> What needs to be done
Reproduce every entry that follows word for word, but omit the images.

> Given data

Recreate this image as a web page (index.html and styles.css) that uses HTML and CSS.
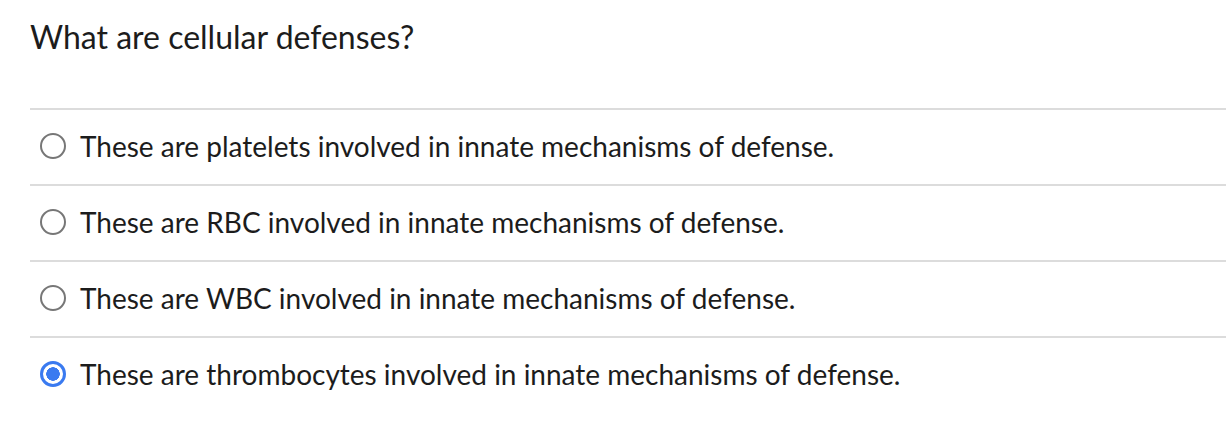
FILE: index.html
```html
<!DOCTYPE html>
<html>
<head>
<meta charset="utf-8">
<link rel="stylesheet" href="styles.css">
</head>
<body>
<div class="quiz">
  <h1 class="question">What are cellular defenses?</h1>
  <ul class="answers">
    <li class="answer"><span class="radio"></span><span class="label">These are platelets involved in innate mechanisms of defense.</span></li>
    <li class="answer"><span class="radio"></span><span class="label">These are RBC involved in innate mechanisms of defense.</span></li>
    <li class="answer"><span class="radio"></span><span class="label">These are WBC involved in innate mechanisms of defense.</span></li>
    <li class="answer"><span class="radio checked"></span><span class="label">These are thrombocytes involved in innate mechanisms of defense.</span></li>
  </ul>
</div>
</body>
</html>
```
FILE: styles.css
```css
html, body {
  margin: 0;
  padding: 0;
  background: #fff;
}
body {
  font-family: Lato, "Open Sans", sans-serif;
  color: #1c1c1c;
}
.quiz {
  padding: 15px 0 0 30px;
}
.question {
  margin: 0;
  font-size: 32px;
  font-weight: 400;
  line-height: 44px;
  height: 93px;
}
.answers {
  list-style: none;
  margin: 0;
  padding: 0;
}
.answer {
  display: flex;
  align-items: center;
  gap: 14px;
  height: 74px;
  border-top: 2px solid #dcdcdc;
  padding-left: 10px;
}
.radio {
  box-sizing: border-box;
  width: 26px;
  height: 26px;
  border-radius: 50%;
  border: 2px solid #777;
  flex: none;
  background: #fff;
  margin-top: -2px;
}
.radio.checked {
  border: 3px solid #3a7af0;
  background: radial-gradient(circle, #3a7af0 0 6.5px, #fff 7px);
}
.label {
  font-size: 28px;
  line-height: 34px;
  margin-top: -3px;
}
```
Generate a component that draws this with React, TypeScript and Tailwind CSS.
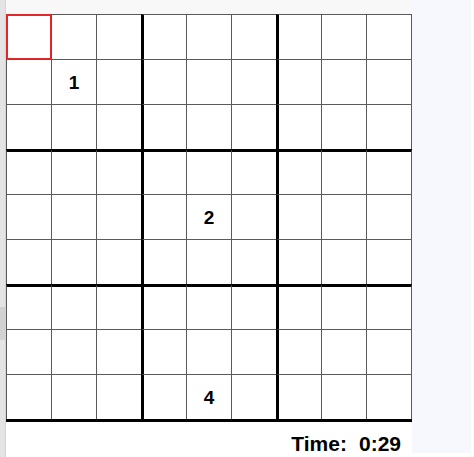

> Response
Recreate this image as a web page (index.html and styles.css) that uses HTML and CSS.
FILE: index.html
```html
<!DOCTYPE html>
<html>
<head>
<meta charset="utf-8">
<link rel="stylesheet" href="styles.css">
</head>
<body>
<div class="quiz">
  <h1 class="question">What are cellular defenses?</h1>
  <ul class="answers">
    <li class="answer"><span class="radio"></span><span class="label">These are platelets involved in innate mechanisms of defense.</span></li>
    <li class="answer"><span class="radio"></span><span class="label">These are RBC involved in innate mechanisms of defense.</span></li>
    <li class="answer"><span class="radio"></span><span class="label">These are WBC involved in innate mechanisms of defense.</span></li>
    <li class="answer"><span class="radio checked"></span><span class="label">These are thrombocytes involved in innate mechanisms of defense.</span></li>
  </ul>
</div>
</body>
</html>
```
FILE: styles.css
```css
html, body {
  margin: 0;
  padding: 0;
  background: #fff;
}
body {
  font-family: Lato, "Open Sans", sans-serif;
  color: #1c1c1c;
}
.quiz {
  padding: 15px 0 0 30px;
}
.question {
  margin: 0;
  font-size: 32px;
  font-weight: 400;
  line-height: 44px;
  height: 93px;
}
.answers {
  list-style: none;
  margin: 0;
  padding: 0;
}
.answer {
  display: flex;
  align-items: center;
  gap: 14px;
  height: 74px;
  border-top: 2px solid #dcdcdc;
  padding-left: 10px;
}
.radio {
  box-sizing: border-box;
  width: 26px;
  height: 26px;
  border-radius: 50%;
  border: 2px solid #777;
  flex: none;
  background: #fff;
  margin-top: -2px;
}
.radio.checked {
  border: 3px solid #3a7af0;
  background: radial-gradient(circle, #3a7af0 0 6.5px, #fff 7px);
}
.label {
  font-size: 28px;
  line-height: 34px;
  margin-top: -3px;
}
```
Generate a component that draws this with React, TypeScript and Tailwind CSS.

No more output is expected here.